The records are to be restated in their entirety, word for word.

+++ Records +++

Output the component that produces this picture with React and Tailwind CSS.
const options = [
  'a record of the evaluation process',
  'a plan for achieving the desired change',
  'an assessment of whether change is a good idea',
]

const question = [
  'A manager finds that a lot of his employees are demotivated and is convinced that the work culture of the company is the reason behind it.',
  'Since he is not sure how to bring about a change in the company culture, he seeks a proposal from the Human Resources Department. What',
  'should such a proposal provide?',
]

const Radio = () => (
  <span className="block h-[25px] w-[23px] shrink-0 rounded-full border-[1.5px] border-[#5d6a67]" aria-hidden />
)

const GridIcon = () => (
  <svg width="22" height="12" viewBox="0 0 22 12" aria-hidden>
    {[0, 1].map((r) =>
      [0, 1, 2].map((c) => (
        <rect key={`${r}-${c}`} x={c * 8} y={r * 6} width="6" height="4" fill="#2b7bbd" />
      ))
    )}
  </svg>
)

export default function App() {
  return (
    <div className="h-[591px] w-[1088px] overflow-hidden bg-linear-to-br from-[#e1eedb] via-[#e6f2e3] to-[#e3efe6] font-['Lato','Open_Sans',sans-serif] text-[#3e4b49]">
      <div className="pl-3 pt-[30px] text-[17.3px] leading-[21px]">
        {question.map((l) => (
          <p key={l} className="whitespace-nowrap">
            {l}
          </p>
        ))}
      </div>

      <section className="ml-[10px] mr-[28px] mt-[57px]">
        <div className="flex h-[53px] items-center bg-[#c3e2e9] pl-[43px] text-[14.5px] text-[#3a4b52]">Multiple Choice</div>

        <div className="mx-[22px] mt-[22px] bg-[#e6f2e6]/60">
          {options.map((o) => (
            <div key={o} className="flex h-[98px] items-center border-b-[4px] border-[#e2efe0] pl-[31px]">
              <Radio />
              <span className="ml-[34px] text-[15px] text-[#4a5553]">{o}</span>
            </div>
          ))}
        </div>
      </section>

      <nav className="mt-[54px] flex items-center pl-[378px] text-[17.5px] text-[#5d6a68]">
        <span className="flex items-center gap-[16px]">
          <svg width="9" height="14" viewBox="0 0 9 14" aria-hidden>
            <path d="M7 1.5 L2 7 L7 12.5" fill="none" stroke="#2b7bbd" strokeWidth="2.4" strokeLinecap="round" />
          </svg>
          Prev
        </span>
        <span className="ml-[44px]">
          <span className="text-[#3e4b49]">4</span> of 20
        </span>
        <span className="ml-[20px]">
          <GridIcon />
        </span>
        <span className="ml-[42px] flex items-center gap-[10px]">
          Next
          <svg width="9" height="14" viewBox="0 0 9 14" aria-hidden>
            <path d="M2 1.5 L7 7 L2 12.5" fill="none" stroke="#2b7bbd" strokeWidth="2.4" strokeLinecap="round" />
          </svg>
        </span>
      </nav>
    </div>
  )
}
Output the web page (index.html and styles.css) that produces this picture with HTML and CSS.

+++

> _The answer_
Output the component that produces this picture with React and Tailwind CSS.
const options = [
  'a record of the evaluation process',
  'a plan for achieving the desired change',
  'an assessment of whether change is a good idea',
]

const question = [
  'A manager finds that a lot of his employees are demotivated and is convinced that the work culture of the company is the reason behind it.',
  'Since he is not sure how to bring about a change in the company culture, he seeks a proposal from the Human Resources Department. What',
  'should such a proposal provide?',
]

const Radio = () => (
  <span className="block h-[25px] w-[23px] shrink-0 rounded-full border-[1.5px] border-[#5d6a67]" aria-hidden />
)

const GridIcon = () => (
  <svg width="22" height="12" viewBox="0 0 22 12" aria-hidden>
    {[0, 1].map((r) =>
      [0, 1, 2].map((c) => (
        <rect key={`${r}-${c}`} x={c * 8} y={r * 6} width="6" height="4" fill="#2b7bbd" />
      ))
    )}
  </svg>
)

export default function App() {
  return (
    <div className="h-[591px] w-[1088px] overflow-hidden bg-linear-to-br from-[#e1eedb] via-[#e6f2e3] to-[#e3efe6] font-['Lato','Open_Sans',sans-serif] text-[#3e4b49]">
      <div className="pl-3 pt-[30px] text-[17.3px] leading-[21px]">
        {question.map((l) => (
          <p key={l} className="whitespace-nowrap">
            {l}
          </p>
        ))}
      </div>

      <section className="ml-[10px] mr-[28px] mt-[57px]">
        <div className="flex h-[53px] items-center bg-[#c3e2e9] pl-[43px] text-[14.5px] text-[#3a4b52]">Multiple Choice</div>

        <div className="mx-[22px] mt-[22px] bg-[#e6f2e6]/60">
          {options.map((o) => (
            <div key={o} className="flex h-[98px] items-center border-b-[4px] border-[#e2efe0] pl-[31px]">
              <Radio />
              <span className="ml-[34px] text-[15px] text-[#4a5553]">{o}</span>
            </div>
          ))}
        </div>
      </section>

      <nav className="mt-[54px] flex items-center pl-[378px] text-[17.5px] text-[#5d6a68]">
        <span className="flex items-center gap-[16px]">
          <svg width="9" height="14" viewBox="0 0 9 14" aria-hidden>
            <path d="M7 1.5 L2 7 L7 12.5" fill="none" stroke="#2b7bbd" strokeWidth="2.4" strokeLinecap="round" />
          </svg>
          Prev
        </span>
        <span className="ml-[44px]">
          <span className="text-[#3e4b49]">4</span> of 20
        </span>
        <span className="ml-[20px]">
          <GridIcon />
        </span>
        <span className="ml-[42px] flex items-center gap-[10px]">
          Next
          <svg width="9" height="14" viewBox="0 0 9 14" aria-hidden>
            <path d="M2 1.5 L7 7 L2 12.5" fill="none" stroke="#2b7bbd" strokeWidth="2.4" strokeLinecap="round" />
          </svg>
        </span>
      </nav>
    </div>
  )
}
Output the web page (index.html and styles.css) that produces this picture with HTML and CSS.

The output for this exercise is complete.